● WRITTEN TASK
Select the lines that contain "this" and copy each of them.
:: DATASET ENTRIES
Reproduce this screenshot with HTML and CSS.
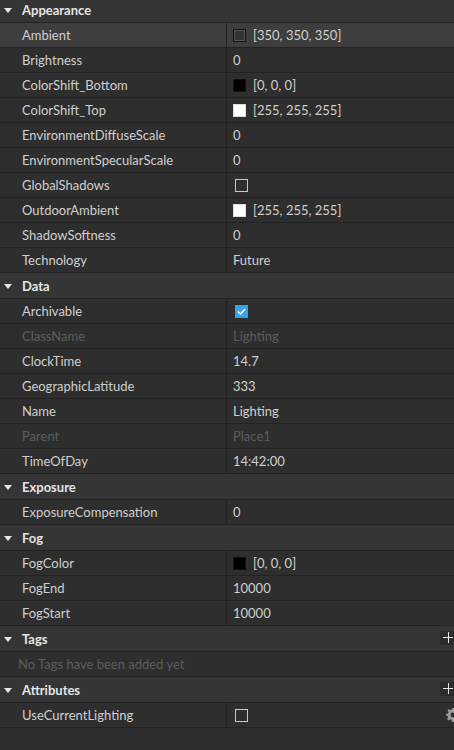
::::
:: DATASET ENTRIES
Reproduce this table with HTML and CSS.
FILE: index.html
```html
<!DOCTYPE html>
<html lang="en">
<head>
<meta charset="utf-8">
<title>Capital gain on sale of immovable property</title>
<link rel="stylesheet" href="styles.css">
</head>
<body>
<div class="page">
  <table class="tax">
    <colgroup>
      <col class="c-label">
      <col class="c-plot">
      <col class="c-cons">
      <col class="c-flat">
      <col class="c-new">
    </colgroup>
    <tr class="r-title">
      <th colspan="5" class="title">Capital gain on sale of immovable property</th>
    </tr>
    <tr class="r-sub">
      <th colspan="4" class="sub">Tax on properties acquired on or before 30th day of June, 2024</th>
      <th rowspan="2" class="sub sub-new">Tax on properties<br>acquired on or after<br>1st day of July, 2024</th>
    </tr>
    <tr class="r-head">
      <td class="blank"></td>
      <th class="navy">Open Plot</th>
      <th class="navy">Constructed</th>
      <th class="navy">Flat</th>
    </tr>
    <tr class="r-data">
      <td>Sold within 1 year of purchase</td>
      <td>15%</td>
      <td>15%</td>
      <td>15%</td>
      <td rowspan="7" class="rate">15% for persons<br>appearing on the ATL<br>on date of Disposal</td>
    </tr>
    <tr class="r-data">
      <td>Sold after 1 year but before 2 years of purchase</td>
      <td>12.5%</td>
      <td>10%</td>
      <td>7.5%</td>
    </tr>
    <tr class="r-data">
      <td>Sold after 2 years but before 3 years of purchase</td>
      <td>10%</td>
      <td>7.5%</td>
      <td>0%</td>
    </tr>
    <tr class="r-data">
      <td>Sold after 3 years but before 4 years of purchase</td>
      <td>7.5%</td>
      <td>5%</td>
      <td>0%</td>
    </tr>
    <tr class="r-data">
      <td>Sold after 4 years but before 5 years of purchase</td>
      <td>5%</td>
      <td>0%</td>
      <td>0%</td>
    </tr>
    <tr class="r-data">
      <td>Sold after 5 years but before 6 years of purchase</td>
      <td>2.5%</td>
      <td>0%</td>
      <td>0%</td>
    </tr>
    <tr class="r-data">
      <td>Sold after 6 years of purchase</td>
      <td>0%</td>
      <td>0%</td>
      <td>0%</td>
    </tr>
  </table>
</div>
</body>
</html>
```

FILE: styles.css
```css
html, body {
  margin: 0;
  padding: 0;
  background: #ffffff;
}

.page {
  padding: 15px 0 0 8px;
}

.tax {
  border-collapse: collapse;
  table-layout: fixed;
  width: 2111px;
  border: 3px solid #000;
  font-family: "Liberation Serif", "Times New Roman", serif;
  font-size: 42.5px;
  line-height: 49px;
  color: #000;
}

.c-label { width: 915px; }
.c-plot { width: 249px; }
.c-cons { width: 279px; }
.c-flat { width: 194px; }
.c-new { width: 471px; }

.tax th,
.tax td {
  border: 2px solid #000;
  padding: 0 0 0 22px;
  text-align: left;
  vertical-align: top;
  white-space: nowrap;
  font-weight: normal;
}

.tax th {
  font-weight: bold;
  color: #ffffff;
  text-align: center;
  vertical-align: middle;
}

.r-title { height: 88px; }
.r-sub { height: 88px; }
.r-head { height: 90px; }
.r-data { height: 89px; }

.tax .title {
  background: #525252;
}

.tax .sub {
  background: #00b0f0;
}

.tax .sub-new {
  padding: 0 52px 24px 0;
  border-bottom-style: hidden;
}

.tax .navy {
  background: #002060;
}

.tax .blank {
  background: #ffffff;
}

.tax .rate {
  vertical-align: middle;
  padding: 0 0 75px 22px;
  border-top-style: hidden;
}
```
::::
:: DATASET ENTRIES
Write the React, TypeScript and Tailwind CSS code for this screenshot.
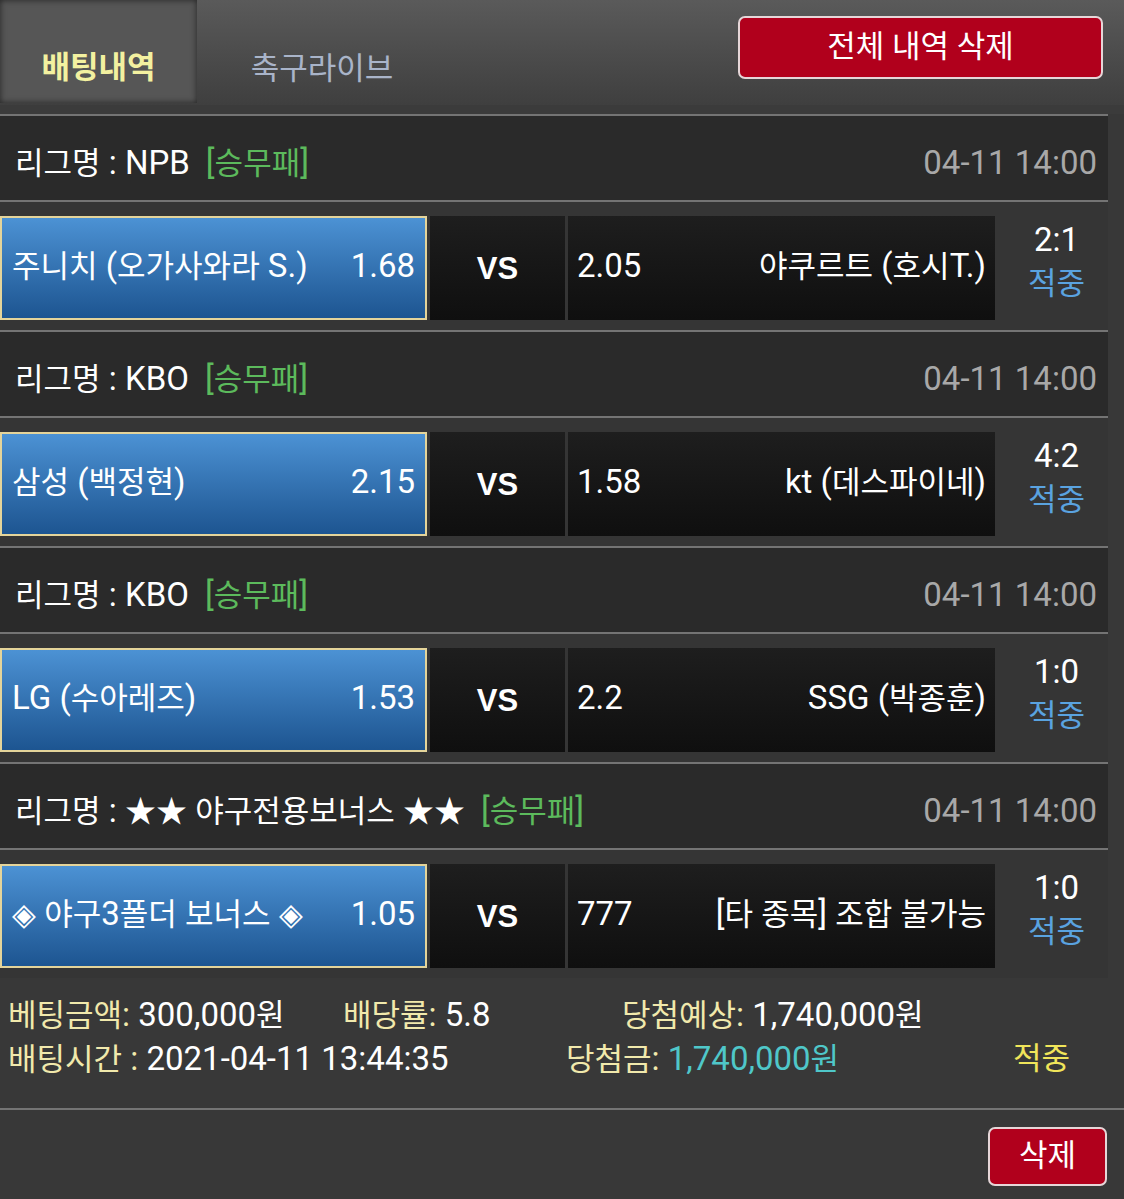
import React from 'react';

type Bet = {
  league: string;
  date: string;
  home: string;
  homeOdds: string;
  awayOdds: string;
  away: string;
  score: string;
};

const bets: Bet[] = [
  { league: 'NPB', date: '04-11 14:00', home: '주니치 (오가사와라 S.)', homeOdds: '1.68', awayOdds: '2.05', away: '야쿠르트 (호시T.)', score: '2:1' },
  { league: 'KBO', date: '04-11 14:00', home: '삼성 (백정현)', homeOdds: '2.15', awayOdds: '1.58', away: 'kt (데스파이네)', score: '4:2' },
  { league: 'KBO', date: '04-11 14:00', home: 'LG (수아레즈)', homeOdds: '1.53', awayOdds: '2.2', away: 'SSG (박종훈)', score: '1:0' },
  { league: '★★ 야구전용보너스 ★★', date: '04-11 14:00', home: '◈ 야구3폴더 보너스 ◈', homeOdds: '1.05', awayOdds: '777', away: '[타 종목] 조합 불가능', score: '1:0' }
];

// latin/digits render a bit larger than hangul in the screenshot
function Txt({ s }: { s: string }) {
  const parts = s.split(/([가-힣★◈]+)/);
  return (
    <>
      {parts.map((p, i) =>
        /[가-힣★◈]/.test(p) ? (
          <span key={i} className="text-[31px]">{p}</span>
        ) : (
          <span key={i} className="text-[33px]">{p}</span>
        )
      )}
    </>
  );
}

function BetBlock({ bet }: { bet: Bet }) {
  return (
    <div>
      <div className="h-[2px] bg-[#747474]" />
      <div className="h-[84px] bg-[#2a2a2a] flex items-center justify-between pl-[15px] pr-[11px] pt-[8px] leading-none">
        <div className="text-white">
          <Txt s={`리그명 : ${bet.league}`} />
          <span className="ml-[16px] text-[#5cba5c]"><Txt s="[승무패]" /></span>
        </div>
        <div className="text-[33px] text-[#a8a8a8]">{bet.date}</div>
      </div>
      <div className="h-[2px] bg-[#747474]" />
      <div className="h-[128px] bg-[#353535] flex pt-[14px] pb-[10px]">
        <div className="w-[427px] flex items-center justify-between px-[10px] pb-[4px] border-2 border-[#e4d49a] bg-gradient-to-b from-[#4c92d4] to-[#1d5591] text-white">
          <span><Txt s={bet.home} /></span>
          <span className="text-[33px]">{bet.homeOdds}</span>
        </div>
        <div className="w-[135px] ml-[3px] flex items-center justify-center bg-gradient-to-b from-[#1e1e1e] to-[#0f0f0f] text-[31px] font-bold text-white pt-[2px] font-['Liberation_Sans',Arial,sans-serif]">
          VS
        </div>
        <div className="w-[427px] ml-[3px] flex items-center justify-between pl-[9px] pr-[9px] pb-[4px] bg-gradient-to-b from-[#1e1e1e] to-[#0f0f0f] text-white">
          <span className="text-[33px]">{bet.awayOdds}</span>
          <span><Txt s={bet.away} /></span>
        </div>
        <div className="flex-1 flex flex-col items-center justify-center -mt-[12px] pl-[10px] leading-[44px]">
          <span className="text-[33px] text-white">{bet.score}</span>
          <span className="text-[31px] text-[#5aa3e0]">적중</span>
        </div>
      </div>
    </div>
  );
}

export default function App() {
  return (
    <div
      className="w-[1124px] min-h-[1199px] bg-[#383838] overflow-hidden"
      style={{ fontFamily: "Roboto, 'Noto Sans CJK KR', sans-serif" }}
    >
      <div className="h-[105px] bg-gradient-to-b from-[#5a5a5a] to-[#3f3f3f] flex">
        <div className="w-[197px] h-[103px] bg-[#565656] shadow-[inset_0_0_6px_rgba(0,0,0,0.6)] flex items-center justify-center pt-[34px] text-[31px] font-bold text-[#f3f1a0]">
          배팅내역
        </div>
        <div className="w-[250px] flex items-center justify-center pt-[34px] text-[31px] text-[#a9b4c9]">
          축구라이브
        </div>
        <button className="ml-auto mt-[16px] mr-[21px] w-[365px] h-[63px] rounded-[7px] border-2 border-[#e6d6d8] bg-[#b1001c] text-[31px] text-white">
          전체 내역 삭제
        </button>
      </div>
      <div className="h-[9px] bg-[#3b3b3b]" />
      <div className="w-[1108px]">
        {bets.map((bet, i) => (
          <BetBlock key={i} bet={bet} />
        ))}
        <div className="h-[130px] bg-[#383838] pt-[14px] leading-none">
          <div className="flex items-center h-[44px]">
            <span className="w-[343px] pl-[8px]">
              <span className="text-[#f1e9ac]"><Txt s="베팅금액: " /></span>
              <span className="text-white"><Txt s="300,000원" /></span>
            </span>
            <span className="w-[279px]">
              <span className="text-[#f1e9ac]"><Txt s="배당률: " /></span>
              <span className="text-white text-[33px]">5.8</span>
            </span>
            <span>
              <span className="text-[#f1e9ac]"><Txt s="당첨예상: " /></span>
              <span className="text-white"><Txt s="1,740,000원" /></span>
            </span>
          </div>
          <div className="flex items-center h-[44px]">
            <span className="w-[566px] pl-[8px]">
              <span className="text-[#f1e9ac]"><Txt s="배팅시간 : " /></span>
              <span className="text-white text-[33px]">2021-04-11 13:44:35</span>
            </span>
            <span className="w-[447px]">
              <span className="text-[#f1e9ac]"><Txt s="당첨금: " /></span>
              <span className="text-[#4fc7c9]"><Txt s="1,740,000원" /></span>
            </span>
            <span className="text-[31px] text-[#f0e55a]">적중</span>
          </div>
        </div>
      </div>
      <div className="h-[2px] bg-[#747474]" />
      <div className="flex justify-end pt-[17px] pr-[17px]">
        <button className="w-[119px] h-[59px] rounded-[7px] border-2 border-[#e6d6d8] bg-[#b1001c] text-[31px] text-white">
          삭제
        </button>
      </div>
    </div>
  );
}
::::
● RESPONSE
Reproduce this screenshot with HTML and CSS.
Reproduce this table with HTML and CSS.
Write the React, TypeScript and Tailwind CSS code for this screenshot.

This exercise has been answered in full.